From the author of Norwegian By Night comes a new novel about two men on a misbegotten quest to save the girl they failed to save decades before.
1991. Near Checkpoint Zulu, one hundred miles from the Kuwaiti border, Thomas Benton meets Arwood Hobbes. Benton is a British journalist who reports from war zones, in part to avoid his lacklustre marriage and a daughter he loves but cannot connect with; Hobbes is a midwestern American private who might be an insufferable ignoramus, or might be a brilliant lunatic with a death wish — it’s hard to tell. Operation Desert Storm is over, peace has been declared, but as they argue about whether it makes sense to cross the nearest border in search of an ice cream, they become embroiled in a horrific attack in which a young local girl in a green dress is shot in the back and dies in Hobbes’s arms. The two men walk away into their respective lives. But something has cracked for them both.

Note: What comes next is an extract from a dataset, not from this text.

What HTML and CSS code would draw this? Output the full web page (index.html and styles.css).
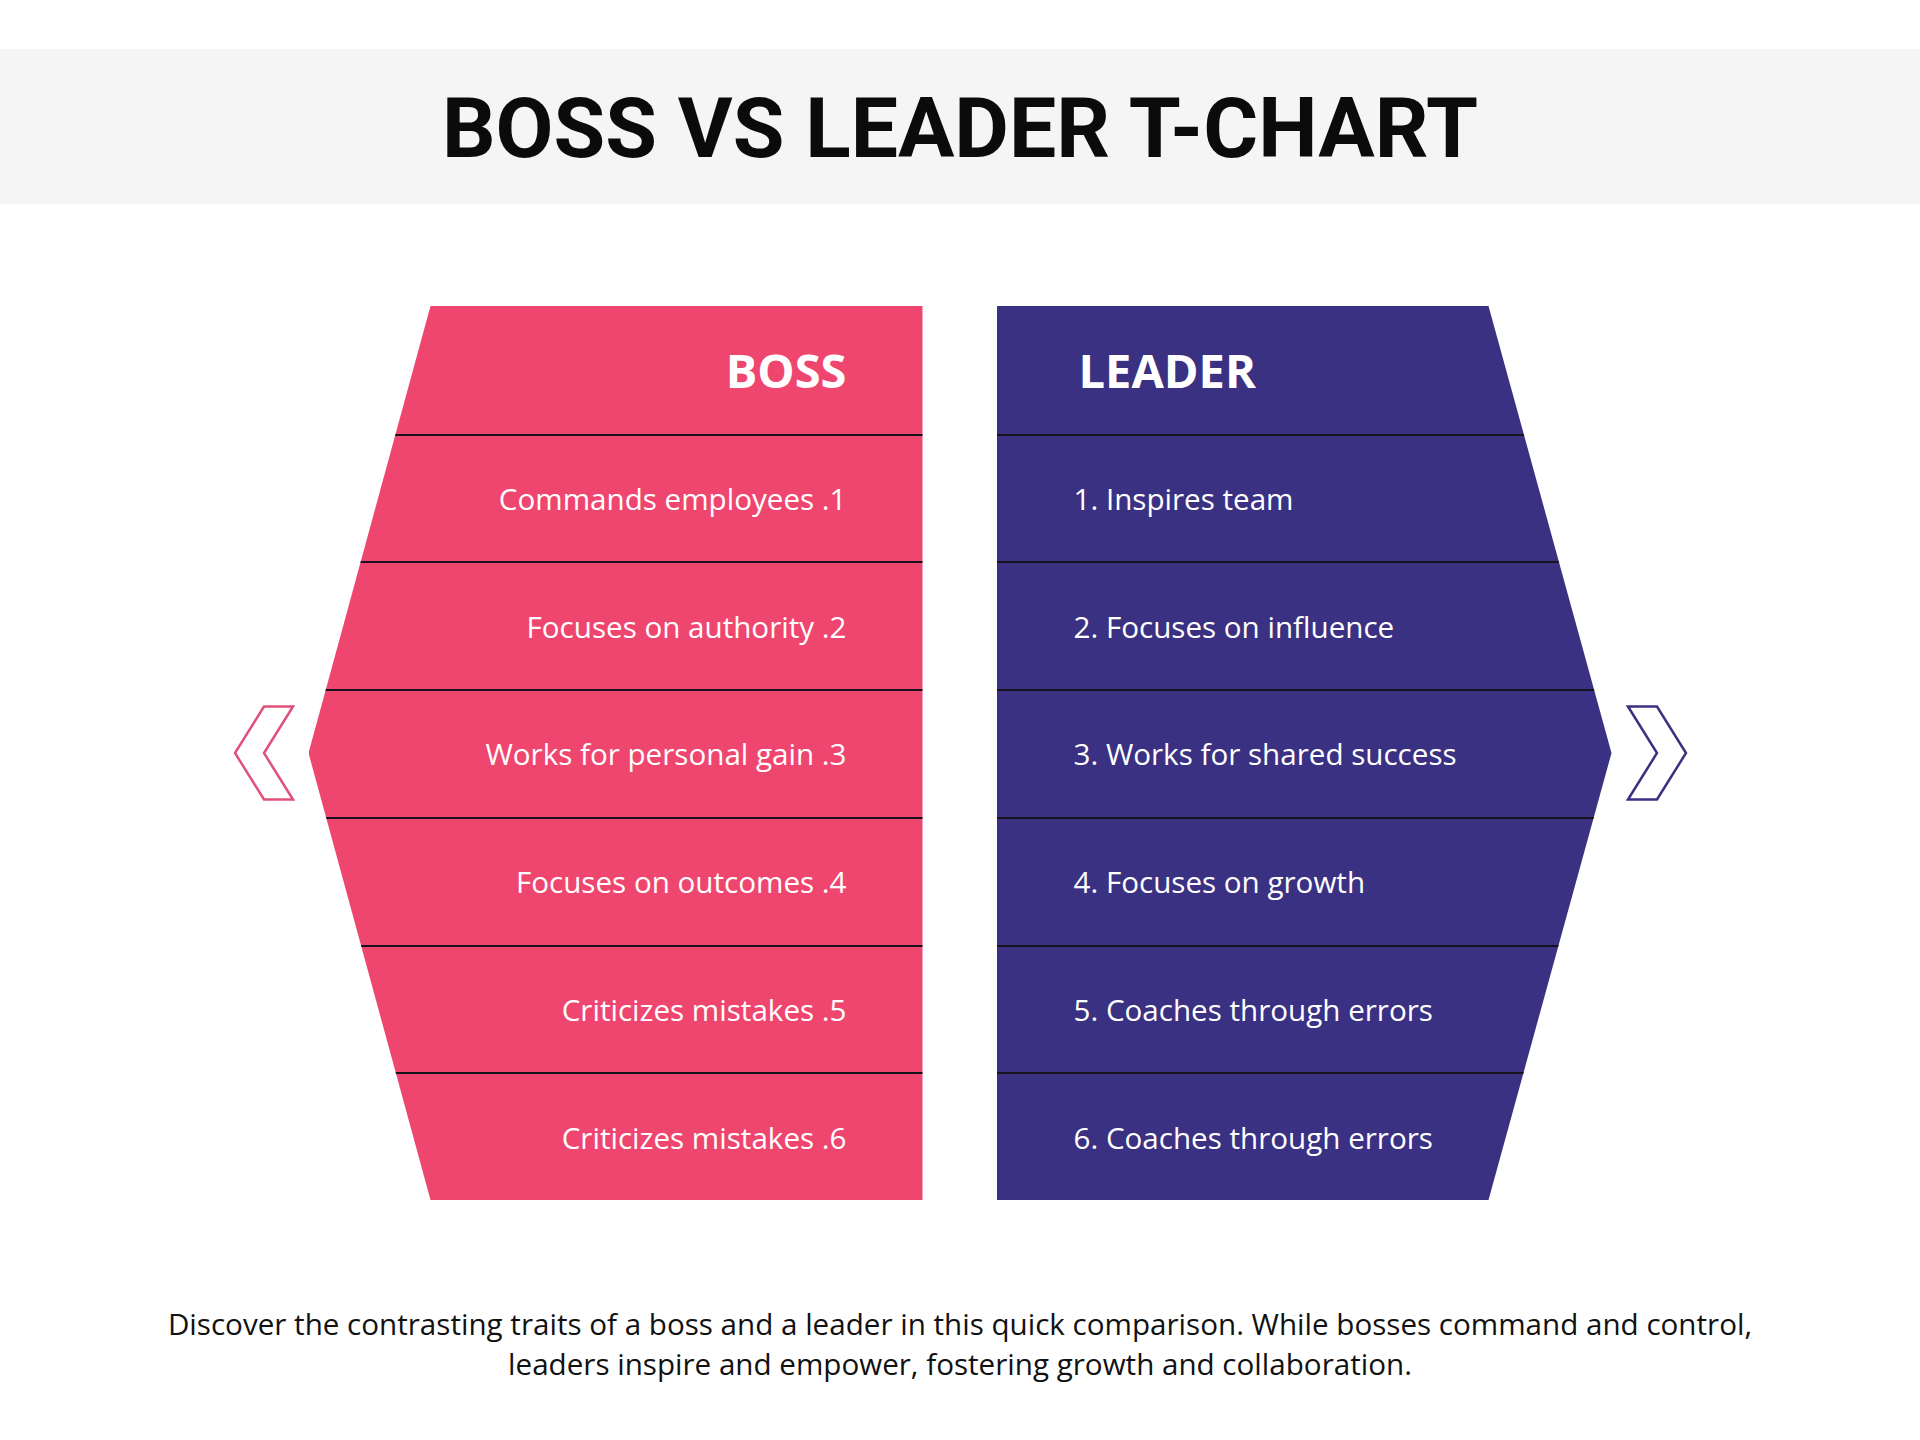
FILE: index.html
```html
<!DOCTYPE html>
<html lang="en">
<head>
<meta charset="utf-8">
<title>Boss vs Leader T-Chart</title>
<link rel="stylesheet" href="styles.css">
</head>
<body>
<header class="banner">
  <h1 class="title">BOSS VS LEADER T-CHART</h1>
</header>
<main class="chart">
  <svg class="chevron" viewBox="0 0 62 96" width="62" height="96" aria-hidden="true">
    <polygon points="31,1.5 60,1.5 31,48 60,94.5 31,94.5 2,48" fill="none" stroke="#e0507a" stroke-width="2.5" stroke-linejoin="miter"/>
  </svg>
  <section class="panel panel-boss">
    <div class="row head">BOSS</div>
    <div class="row">Commands employees .1</div>
    <div class="row">Focuses on authority .2</div>
    <div class="row">Works for personal gain .3</div>
    <div class="row">Focuses on outcomes .4</div>
    <div class="row">Criticizes mistakes .5</div>
    <div class="row">Criticizes mistakes .6</div>
  </section>
  <section class="panel panel-leader">
    <div class="row head">LEADER</div>
    <div class="row">1. Inspires team</div>
    <div class="row">2. Focuses on influence</div>
    <div class="row">3. Works for shared success</div>
    <div class="row">4. Focuses on growth</div>
    <div class="row">5. Coaches through errors</div>
    <div class="row">6. Coaches through errors</div>
  </section>
  <svg class="chevron" viewBox="0 0 62 96" width="62" height="96" aria-hidden="true">
    <polygon points="2,1.5 31,1.5 60,48 31,94.5 2,94.5 31,48" fill="none" stroke="#3b3182" stroke-width="2.5" stroke-linejoin="miter"/>
  </svg>
</main>
<p class="summary">Discover the contrasting traits of a boss and a leader in this quick comparison. While bosses command and control,<br>leaders inspire and empower, fostering growth and collaboration.</p>
</body>
</html>
```
FILE: styles.css
```css
* { box-sizing: border-box; }
html, body { margin: 0; padding: 0; background: #ffffff; }
body {
  width: 1920px;
  height: 1440px;
  font-family: "Open Sans", "Liberation Sans", sans-serif;
  color: #111111;
}
.banner {
  margin-top: 49px;
  height: 155px;
  background: #f5f5f5;
  display: flex;
  align-items: center;
  justify-content: center;
}
.title {
  margin: 0;
  font-family: Roboto, "Liberation Sans", sans-serif;
  font-weight: 700;
  font-size: 84px;
  color: #0b0b0b;
  line-height: 1;
  padding-top: 4px;
}
.chart {
  margin-top: 102px;
  display: flex;
  align-items: center;
  justify-content: center;
  height: 894px;
}
.chevron { flex: 0 0 62px; display: block; }
.chevron:first-child { margin-right: 14px; }
.chevron:last-child { margin-left: 14px; }
.panel {
  height: 894px;
  display: grid;
  grid-template-rows: repeat(7, 1fr);
  color: #ffffff;
}
.panel-boss {
  width: 614px;
  margin-right: 74px;
  background: #ef4670;
  clip-path: polygon(122px 0, 100% 0, 100% 100%, 122px 100%, 0 50%);
  text-align: right;
}
.panel-leader {
  width: 615px;
  background: #3b3182;
  clip-path: polygon(0 0, 492px 0, 100% 50%, 492px 100%, 0 100%);
  text-align: left;
}
.row {
  display: flex;
  align-items: center;
  font-size: 29.6px;
  border-top: 2px solid #16121e;
}
.row.head {
  border-top: none;
  font-size: 47px;
  font-weight: 700;
}
.panel-boss .row { justify-content: flex-end; padding-right: 76px; }
.panel-leader .row { justify-content: flex-start; padding-left: 77px; }
.panel-leader .row.head { padding-left: 82px; }
.summary {
  margin: 104px 0 0;
  text-align: center;
  font-size: 29.6px;
  line-height: 40px;
  color: #111111;
}
```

Twenty-two years later, in another place, in another war, the two men meet again. Benton and relief worker Märta Ström are persuaded by a much-changed Hobbes to embark on what may be a fool’s errand in a last-chance effort to redeem themselves when the girl in green is found alive and in need of salvation. Or is she?
Set against the war-torn landscape of a shattered Iraq, The Girl in Green is an adventure story told with all the wit, humanity, and insight of Miller’s acclaimed debut.